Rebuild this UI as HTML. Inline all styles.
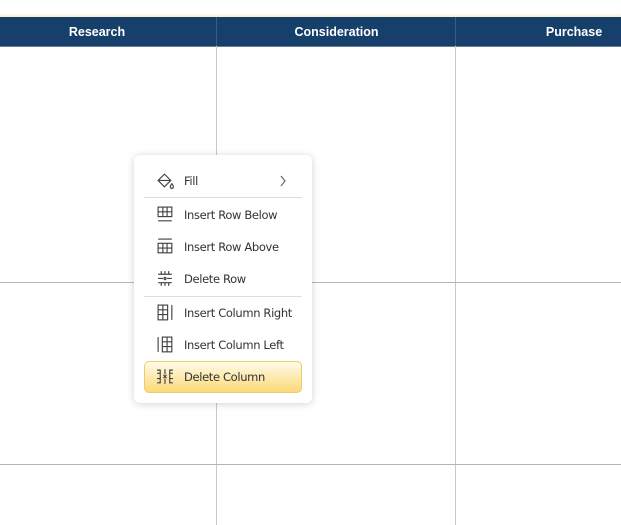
<!DOCTYPE html><html><head><style>
body{margin:0;width:621px;height:525px;background:#fff;position:relative;overflow:hidden;font-family:"Liberation Sans",sans-serif}
.top{position:absolute;left:0;top:13px;width:621px;height:4px;background:linear-gradient(#fff,#fbeec9)}
.hdr{position:absolute;top:17px;left:0;width:621px;height:29px;background:#173f6b;border-bottom:1px solid #6a7f96;overflow:hidden}
.hdr div{position:absolute;top:0;height:29px;line-height:31px;color:#fff;font-weight:bold;font-size:12.5px;text-align:center}
.v{position:absolute;width:1px;background:#c9c9c9}
.h{position:absolute;height:1px;background:#b5b5b5;left:0;width:621px}
.menu{position:absolute;left:134px;top:155px;width:178px;height:248px;background:#fff;border-radius:6px;box-shadow:0 1px 8px rgba(0,0,0,.18)}
.it{position:absolute;left:10px;width:158px;height:32px;font-size:11.5px;color:#333;font-family:"DejaVu Sans","Liberation Sans",sans-serif;letter-spacing:-.35px}
.it span{position:absolute;left:40px;top:9px}
.it svg{position:absolute;left:12px;top:7px}
.sep{position:absolute;left:10px;width:158px;height:1px;background:#ddd}
.sel{background:linear-gradient(#fffbea,#fbd977);border:1px solid #efcc6a;border-radius:5px;box-sizing:border-box}
</style></head><body>
<div class="top"></div>
<div class="hdr"><div style="left:-22px;width:238px">Research</div><div style="left:216px;width:239px;border-left:1px solid #3a5d83">Consideration</div><div style="left:455px;width:236px;border-left:1px solid #3a5d83">Purchase</div></div>
<div class="v" style="left:216px;top:46px;height:479px"></div>
<div class="v" style="left:455px;top:46px;height:479px"></div>
<div class="h" style="top:282px"></div>
<div class="h" style="top:464px"></div>
<div class="menu">
<div class="it" style="top:10px"><svg width="19" height="18" viewBox="0 0 18 17" fill="none" stroke="#444" stroke-width="1.1"><path d="M2 8l6-6 6 6-6 6z M2 8h12"/><path d="M15 11c-1 1.5-1.5 2-1.5 3a1.5 1.5 0 003 0c0-1-.5-1.5-1.5-3z"/></svg><span>Fill</span><svg width="8" height="12" viewBox="0 0 8 12" style="left:135px;top:10px" fill="none" stroke="#666" stroke-width="1.2"><path d="M2 1l4 5-4 5"/></svg></div>
<div class="sep" style="top:42px"></div>
<div class="it" style="top:44px"><svg width="19" height="18" viewBox="0 0 18 17" fill="none" stroke="#444" stroke-width="1.1"><rect x="2" y="1" width="13" height="9"/><path d="M2 5.5h13M6.5 1v9M10.5 1v9M2 14h13"/></svg><span>Insert Row Below</span></div>
<div class="it" style="top:76px"><svg width="19" height="18" viewBox="0 0 18 17" fill="none" stroke="#444" stroke-width="1.1"><path d="M2 1h13"/><rect x="2" y="5" width="13" height="9"/><path d="M2 9.5h13M6.5 5v9M10.5 5v9"/></svg><span>Insert Row Above</span></div>
<div class="it" style="top:108px"><svg width="19" height="18" viewBox="0 0 18 17" fill="none" stroke="#444" stroke-width="1.1"><path d="M2 4h13M5 1v3M8.5 1v3M12 1v3M2 8h5M10 8h5M7.5 6.5l2 3M9.5 6.5l-2 3M2 12h13M5 12v3M8.5 12v3M12 12v3"/></svg><span>Delete Row</span></div>
<div class="sep" style="top:141px"></div>
<div class="it" style="top:142px"><svg width="19" height="18" viewBox="0 0 18 17" fill="none" stroke="#444" stroke-width="1.1"><rect x="2" y="1" width="9" height="14"/><path d="M2 5.5h9M2 10h9M6.5 1v14M15 1v14"/></svg><span>Insert Column Right</span></div>
<div class="it" style="top:174px"><svg width="19" height="18" viewBox="0 0 18 17" fill="none" stroke="#444" stroke-width="1.1"><path d="M2 1v14"/><rect x="6" y="1" width="9" height="14"/><path d="M6 5.5h9M6 10h9M10.5 1v14"/></svg><span>Insert Column Left</span></div>
<div class="it sel" style="top:206px"><svg width="19" height="18" viewBox="0 0 18 17" fill="none" stroke="#444" stroke-width="1.1" style="left:11px;top:6px"><path d="M1 2h3v12H1M4 5H1M4 10H1M8.5 1v5M8.5 10v5M7 6.5l3 3M10 6.5l-3 3M16 2h-3v12h3M13 5h3M13 10h3"/></svg><span style="left:39px;top:8px">Delete Column</span></div>
</div>
</body></html>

_Work to do_.
Return the full material word for word. Do not include the pictures.

_Correct result_.
Rebuild this UI as HTML. Inline all styles.
<!DOCTYPE html><html><head><style>
body{margin:0;width:621px;height:525px;background:#fff;position:relative;overflow:hidden;font-family:"Liberation Sans",sans-serif}
.top{position:absolute;left:0;top:13px;width:621px;height:4px;background:linear-gradient(#fff,#fbeec9)}
.hdr{position:absolute;top:17px;left:0;width:621px;height:29px;background:#173f6b;border-bottom:1px solid #6a7f96;overflow:hidden}
.hdr div{position:absolute;top:0;height:29px;line-height:31px;color:#fff;font-weight:bold;font-size:12.5px;text-align:center}
.v{position:absolute;width:1px;background:#c9c9c9}
.h{position:absolute;height:1px;background:#b5b5b5;left:0;width:621px}
.menu{position:absolute;left:134px;top:155px;width:178px;height:248px;background:#fff;border-radius:6px;box-shadow:0 1px 8px rgba(0,0,0,.18)}
.it{position:absolute;left:10px;width:158px;height:32px;font-size:11.5px;color:#333;font-family:"DejaVu Sans","Liberation Sans",sans-serif;letter-spacing:-.35px}
.it span{position:absolute;left:40px;top:9px}
.it svg{position:absolute;left:12px;top:7px}
.sep{position:absolute;left:10px;width:158px;height:1px;background:#ddd}
.sel{background:linear-gradient(#fffbea,#fbd977);border:1px solid #efcc6a;border-radius:5px;box-sizing:border-box}
</style></head><body>
<div class="top"></div>
<div class="hdr"><div style="left:-22px;width:238px">Research</div><div style="left:216px;width:239px;border-left:1px solid #3a5d83">Consideration</div><div style="left:455px;width:236px;border-left:1px solid #3a5d83">Purchase</div></div>
<div class="v" style="left:216px;top:46px;height:479px"></div>
<div class="v" style="left:455px;top:46px;height:479px"></div>
<div class="h" style="top:282px"></div>
<div class="h" style="top:464px"></div>
<div class="menu">
<div class="it" style="top:10px"><svg width="19" height="18" viewBox="0 0 18 17" fill="none" stroke="#444" stroke-width="1.1"><path d="M2 8l6-6 6 6-6 6z M2 8h12"/><path d="M15 11c-1 1.5-1.5 2-1.5 3a1.5 1.5 0 003 0c0-1-.5-1.5-1.5-3z"/></svg><span>Fill</span><svg width="8" height="12" viewBox="0 0 8 12" style="left:135px;top:10px" fill="none" stroke="#666" stroke-width="1.2"><path d="M2 1l4 5-4 5"/></svg></div>
<div class="sep" style="top:42px"></div>
<div class="it" style="top:44px"><svg width="19" height="18" viewBox="0 0 18 17" fill="none" stroke="#444" stroke-width="1.1"><rect x="2" y="1" width="13" height="9"/><path d="M2 5.5h13M6.5 1v9M10.5 1v9M2 14h13"/></svg><span>Insert Row Below</span></div>
<div class="it" style="top:76px"><svg width="19" height="18" viewBox="0 0 18 17" fill="none" stroke="#444" stroke-width="1.1"><path d="M2 1h13"/><rect x="2" y="5" width="13" height="9"/><path d="M2 9.5h13M6.5 5v9M10.5 5v9"/></svg><span>Insert Row Above</span></div>
<div class="it" style="top:108px"><svg width="19" height="18" viewBox="0 0 18 17" fill="none" stroke="#444" stroke-width="1.1"><path d="M2 4h13M5 1v3M8.5 1v3M12 1v3M2 8h5M10 8h5M7.5 6.5l2 3M9.5 6.5l-2 3M2 12h13M5 12v3M8.5 12v3M12 12v3"/></svg><span>Delete Row</span></div>
<div class="sep" style="top:141px"></div>
<div class="it" style="top:142px"><svg width="19" height="18" viewBox="0 0 18 17" fill="none" stroke="#444" stroke-width="1.1"><rect x="2" y="1" width="9" height="14"/><path d="M2 5.5h9M2 10h9M6.5 1v14M15 1v14"/></svg><span>Insert Column Right</span></div>
<div class="it" style="top:174px"><svg width="19" height="18" viewBox="0 0 18 17" fill="none" stroke="#444" stroke-width="1.1"><path d="M2 1v14"/><rect x="6" y="1" width="9" height="14"/><path d="M6 5.5h9M6 10h9M10.5 1v14"/></svg><span>Insert Column Left</span></div>
<div class="it sel" style="top:206px"><svg width="19" height="18" viewBox="0 0 18 17" fill="none" stroke="#444" stroke-width="1.1" style="left:11px;top:6px"><path d="M1 2h3v12H1M4 5H1M4 10H1M8.5 1v5M8.5 10v5M7 6.5l3 3M10 6.5l-3 3M16 2h-3v12h3M13 5h3M13 10h3"/></svg><span style="left:39px;top:8px">Delete Column</span></div>
</div>
</body></html>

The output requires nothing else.